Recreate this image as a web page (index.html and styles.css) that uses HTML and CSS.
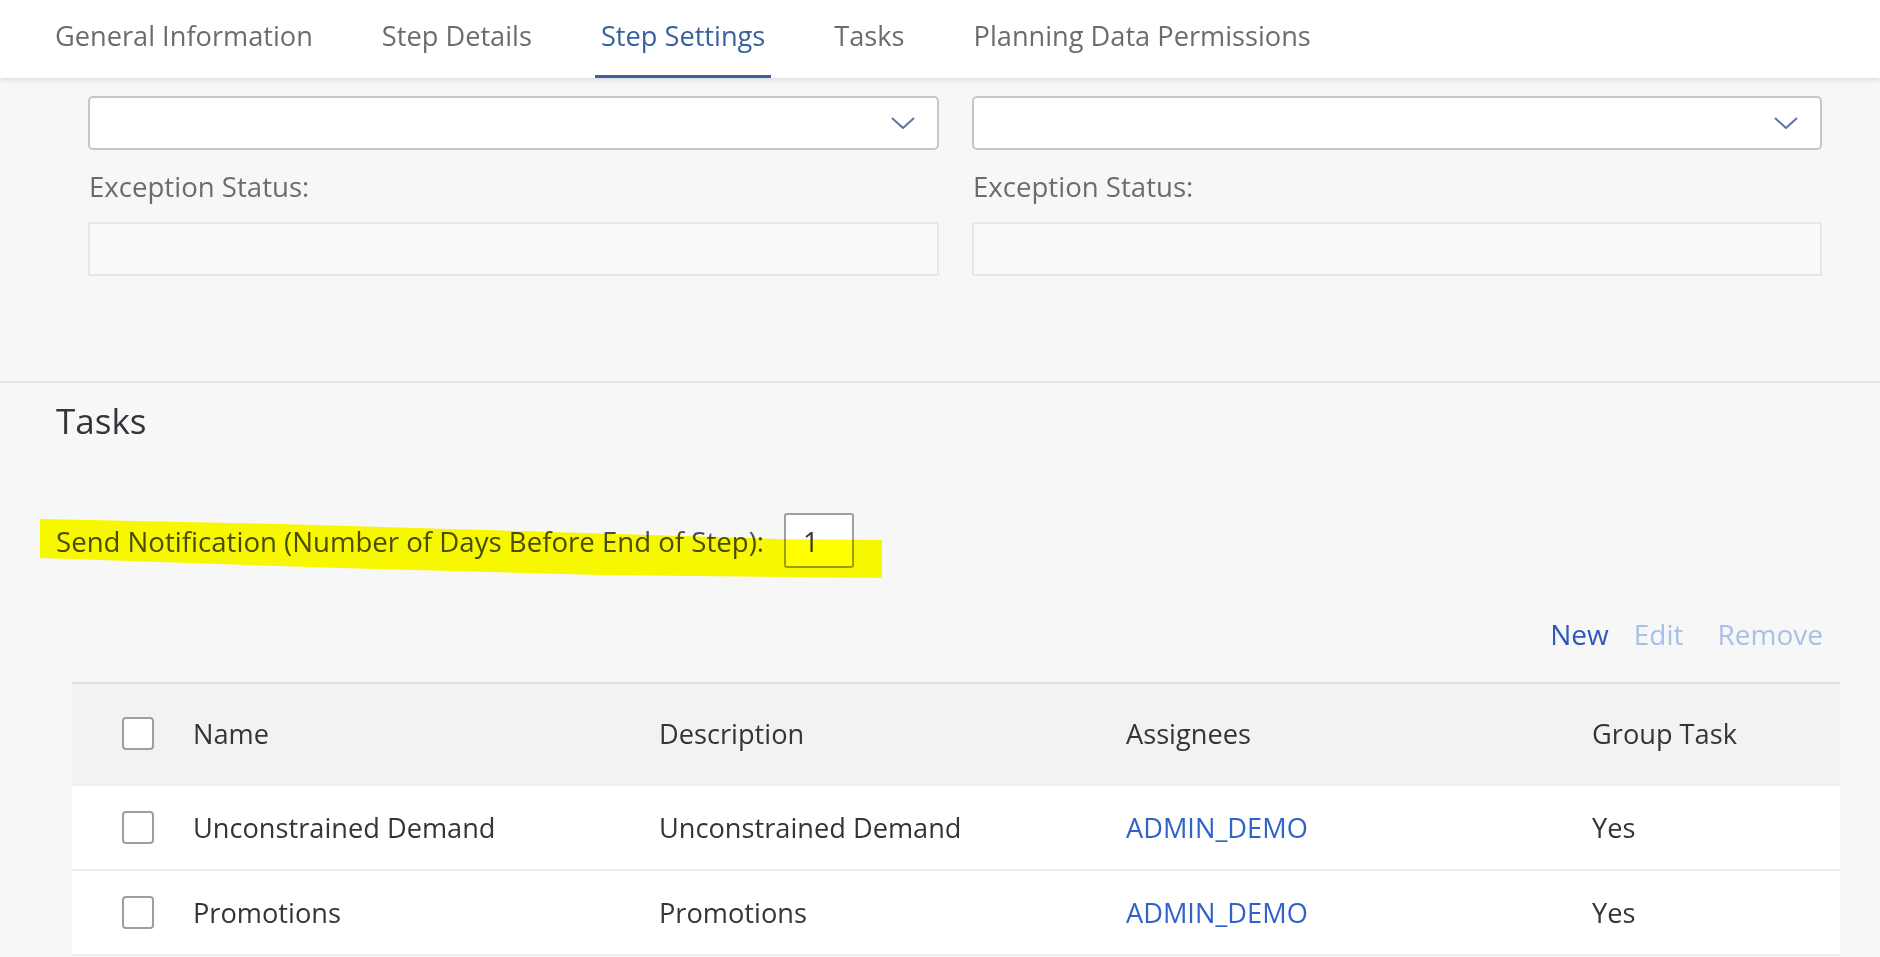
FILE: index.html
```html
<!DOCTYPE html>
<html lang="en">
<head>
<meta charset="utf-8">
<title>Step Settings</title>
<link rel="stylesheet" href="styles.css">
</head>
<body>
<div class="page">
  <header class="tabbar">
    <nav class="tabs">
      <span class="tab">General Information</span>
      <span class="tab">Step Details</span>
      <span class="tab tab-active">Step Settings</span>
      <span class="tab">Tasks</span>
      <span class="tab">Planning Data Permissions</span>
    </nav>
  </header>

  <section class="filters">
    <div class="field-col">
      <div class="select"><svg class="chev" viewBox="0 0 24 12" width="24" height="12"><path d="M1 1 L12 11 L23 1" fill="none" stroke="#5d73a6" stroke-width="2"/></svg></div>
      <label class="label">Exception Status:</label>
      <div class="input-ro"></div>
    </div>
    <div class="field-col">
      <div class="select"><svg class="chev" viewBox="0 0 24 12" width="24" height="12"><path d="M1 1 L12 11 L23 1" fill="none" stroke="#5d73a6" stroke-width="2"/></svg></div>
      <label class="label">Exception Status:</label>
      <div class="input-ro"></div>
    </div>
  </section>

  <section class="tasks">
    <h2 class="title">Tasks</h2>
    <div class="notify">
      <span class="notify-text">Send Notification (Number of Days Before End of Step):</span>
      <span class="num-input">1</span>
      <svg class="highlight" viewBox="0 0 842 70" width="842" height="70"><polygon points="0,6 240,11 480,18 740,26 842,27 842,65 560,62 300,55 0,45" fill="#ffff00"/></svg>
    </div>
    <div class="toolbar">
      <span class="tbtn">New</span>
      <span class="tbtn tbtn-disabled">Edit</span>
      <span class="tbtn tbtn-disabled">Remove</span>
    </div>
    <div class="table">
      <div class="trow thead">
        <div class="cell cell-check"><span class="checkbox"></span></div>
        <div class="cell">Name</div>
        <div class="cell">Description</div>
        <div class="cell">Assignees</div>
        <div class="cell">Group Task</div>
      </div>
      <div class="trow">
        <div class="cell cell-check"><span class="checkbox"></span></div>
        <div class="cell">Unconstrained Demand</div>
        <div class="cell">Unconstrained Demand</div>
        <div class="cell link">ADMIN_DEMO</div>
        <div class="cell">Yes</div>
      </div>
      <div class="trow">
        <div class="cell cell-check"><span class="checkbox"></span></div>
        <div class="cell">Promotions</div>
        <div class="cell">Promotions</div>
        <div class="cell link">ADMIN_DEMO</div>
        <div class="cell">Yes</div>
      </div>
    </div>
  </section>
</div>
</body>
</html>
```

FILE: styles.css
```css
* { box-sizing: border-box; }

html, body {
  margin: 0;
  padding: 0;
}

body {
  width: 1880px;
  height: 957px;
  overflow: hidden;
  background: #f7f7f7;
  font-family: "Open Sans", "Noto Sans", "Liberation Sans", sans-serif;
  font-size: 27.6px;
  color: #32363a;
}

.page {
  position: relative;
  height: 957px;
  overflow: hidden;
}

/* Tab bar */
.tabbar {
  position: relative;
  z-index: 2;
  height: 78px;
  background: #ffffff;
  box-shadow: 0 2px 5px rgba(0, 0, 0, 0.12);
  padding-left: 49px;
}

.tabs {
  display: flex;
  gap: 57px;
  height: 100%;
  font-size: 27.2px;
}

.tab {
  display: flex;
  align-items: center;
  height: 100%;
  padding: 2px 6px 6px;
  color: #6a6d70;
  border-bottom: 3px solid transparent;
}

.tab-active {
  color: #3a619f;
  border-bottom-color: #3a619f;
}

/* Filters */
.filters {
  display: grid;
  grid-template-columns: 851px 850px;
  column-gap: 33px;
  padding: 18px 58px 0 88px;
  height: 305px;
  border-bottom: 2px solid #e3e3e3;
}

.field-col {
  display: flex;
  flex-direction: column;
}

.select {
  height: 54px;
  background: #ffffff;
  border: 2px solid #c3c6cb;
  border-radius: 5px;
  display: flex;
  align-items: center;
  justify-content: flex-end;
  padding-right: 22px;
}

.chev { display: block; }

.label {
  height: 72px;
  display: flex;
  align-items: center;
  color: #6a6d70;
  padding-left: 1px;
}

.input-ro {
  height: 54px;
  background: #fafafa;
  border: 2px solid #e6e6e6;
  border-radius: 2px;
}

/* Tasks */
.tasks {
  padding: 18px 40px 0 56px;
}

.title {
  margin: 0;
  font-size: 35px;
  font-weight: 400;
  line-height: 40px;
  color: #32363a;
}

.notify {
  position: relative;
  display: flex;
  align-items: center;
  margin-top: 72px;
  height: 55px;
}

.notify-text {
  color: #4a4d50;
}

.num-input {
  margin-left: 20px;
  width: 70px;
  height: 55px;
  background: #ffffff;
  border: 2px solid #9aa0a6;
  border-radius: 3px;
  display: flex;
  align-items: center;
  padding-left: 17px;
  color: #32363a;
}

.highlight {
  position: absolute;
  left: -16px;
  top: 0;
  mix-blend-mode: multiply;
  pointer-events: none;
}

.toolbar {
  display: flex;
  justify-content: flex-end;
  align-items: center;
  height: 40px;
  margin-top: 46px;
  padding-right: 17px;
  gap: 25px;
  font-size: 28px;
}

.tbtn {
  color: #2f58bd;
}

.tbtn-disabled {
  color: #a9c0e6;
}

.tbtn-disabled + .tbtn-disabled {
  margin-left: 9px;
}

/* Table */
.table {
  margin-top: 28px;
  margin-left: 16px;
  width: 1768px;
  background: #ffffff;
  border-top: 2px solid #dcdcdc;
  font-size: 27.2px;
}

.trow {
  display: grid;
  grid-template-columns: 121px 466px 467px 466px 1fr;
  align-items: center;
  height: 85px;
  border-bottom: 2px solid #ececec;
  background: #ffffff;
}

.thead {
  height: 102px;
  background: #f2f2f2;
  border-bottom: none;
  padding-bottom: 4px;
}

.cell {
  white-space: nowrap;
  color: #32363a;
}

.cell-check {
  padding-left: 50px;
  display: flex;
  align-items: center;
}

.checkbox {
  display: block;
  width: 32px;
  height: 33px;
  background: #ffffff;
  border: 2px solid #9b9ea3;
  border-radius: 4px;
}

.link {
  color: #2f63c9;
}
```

Stated task -
Check each line of the data above for the word "index" and say how many lines have it. Give the number alone.

The reply -
3